= Extracted data =
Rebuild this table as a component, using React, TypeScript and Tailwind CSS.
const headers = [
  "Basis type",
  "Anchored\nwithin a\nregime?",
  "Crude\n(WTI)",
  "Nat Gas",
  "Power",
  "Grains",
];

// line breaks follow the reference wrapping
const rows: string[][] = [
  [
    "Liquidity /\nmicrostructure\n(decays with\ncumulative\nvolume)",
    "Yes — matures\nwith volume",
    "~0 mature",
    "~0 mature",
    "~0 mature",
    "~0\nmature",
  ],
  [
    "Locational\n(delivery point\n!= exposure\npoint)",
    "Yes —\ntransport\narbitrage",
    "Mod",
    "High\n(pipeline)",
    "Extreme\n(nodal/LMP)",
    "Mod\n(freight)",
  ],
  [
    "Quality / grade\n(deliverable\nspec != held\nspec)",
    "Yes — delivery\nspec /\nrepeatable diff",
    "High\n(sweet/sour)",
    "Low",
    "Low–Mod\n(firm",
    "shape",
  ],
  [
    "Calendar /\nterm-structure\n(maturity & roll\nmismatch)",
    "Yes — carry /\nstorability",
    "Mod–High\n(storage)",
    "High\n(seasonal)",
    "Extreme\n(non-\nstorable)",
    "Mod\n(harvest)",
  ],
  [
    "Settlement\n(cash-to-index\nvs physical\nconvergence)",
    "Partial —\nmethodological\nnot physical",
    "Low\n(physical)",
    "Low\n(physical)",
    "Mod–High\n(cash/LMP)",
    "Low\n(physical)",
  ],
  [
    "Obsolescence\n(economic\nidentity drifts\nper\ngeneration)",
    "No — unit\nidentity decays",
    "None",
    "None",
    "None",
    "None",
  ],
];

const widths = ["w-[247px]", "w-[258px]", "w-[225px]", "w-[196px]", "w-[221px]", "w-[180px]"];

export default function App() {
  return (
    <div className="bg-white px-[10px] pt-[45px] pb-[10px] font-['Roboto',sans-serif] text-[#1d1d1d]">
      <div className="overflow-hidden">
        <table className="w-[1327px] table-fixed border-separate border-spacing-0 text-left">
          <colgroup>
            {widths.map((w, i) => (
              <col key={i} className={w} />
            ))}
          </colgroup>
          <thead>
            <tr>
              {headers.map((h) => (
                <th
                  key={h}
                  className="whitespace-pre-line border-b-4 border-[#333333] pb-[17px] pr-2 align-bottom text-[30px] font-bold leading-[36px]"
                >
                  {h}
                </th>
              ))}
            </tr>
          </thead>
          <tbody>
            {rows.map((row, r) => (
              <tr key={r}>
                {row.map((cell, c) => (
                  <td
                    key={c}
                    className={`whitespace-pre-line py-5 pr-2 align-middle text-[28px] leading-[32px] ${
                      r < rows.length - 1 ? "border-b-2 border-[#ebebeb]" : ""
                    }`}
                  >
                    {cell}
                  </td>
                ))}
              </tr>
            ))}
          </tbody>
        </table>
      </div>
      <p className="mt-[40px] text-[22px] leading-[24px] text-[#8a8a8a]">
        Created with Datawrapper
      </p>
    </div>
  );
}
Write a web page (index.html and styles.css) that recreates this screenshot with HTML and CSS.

= Instructions to follow =
Each record above should be restated word for word.

= Expected answer =
Rebuild this table as a component, using React, TypeScript and Tailwind CSS.
const headers = [
  "Basis type",
  "Anchored\nwithin a\nregime?",
  "Crude\n(WTI)",
  "Nat Gas",
  "Power",
  "Grains",
];

// line breaks follow the reference wrapping
const rows: string[][] = [
  [
    "Liquidity /\nmicrostructure\n(decays with\ncumulative\nvolume)",
    "Yes — matures\nwith volume",
    "~0 mature",
    "~0 mature",
    "~0 mature",
    "~0\nmature",
  ],
  [
    "Locational\n(delivery point\n!= exposure\npoint)",
    "Yes —\ntransport\narbitrage",
    "Mod",
    "High\n(pipeline)",
    "Extreme\n(nodal/LMP)",
    "Mod\n(freight)",
  ],
  [
    "Quality / grade\n(deliverable\nspec != held\nspec)",
    "Yes — delivery\nspec /\nrepeatable diff",
    "High\n(sweet/sour)",
    "Low",
    "Low–Mod\n(firm",
    "shape",
  ],
  [
    "Calendar /\nterm-structure\n(maturity & roll\nmismatch)",
    "Yes — carry /\nstorability",
    "Mod–High\n(storage)",
    "High\n(seasonal)",
    "Extreme\n(non-\nstorable)",
    "Mod\n(harvest)",
  ],
  [
    "Settlement\n(cash-to-index\nvs physical\nconvergence)",
    "Partial —\nmethodological\nnot physical",
    "Low\n(physical)",
    "Low\n(physical)",
    "Mod–High\n(cash/LMP)",
    "Low\n(physical)",
  ],
  [
    "Obsolescence\n(economic\nidentity drifts\nper\ngeneration)",
    "No — unit\nidentity decays",
    "None",
    "None",
    "None",
    "None",
  ],
];

const widths = ["w-[247px]", "w-[258px]", "w-[225px]", "w-[196px]", "w-[221px]", "w-[180px]"];

export default function App() {
  return (
    <div className="bg-white px-[10px] pt-[45px] pb-[10px] font-['Roboto',sans-serif] text-[#1d1d1d]">
      <div className="overflow-hidden">
        <table className="w-[1327px] table-fixed border-separate border-spacing-0 text-left">
          <colgroup>
            {widths.map((w, i) => (
              <col key={i} className={w} />
            ))}
          </colgroup>
          <thead>
            <tr>
              {headers.map((h) => (
                <th
                  key={h}
                  className="whitespace-pre-line border-b-4 border-[#333333] pb-[17px] pr-2 align-bottom text-[30px] font-bold leading-[36px]"
                >
                  {h}
                </th>
              ))}
            </tr>
          </thead>
          <tbody>
            {rows.map((row, r) => (
              <tr key={r}>
                {row.map((cell, c) => (
                  <td
                    key={c}
                    className={`whitespace-pre-line py-5 pr-2 align-middle text-[28px] leading-[32px] ${
                      r < rows.length - 1 ? "border-b-2 border-[#ebebeb]" : ""
                    }`}
                  >
                    {cell}
                  </td>
                ))}
              </tr>
            ))}
          </tbody>
        </table>
      </div>
      <p className="mt-[40px] text-[22px] leading-[24px] text-[#8a8a8a]">
        Created with Datawrapper
      </p>
    </div>
  );
}
Write a web page (index.html and styles.css) that recreates this screenshot with HTML and CSS.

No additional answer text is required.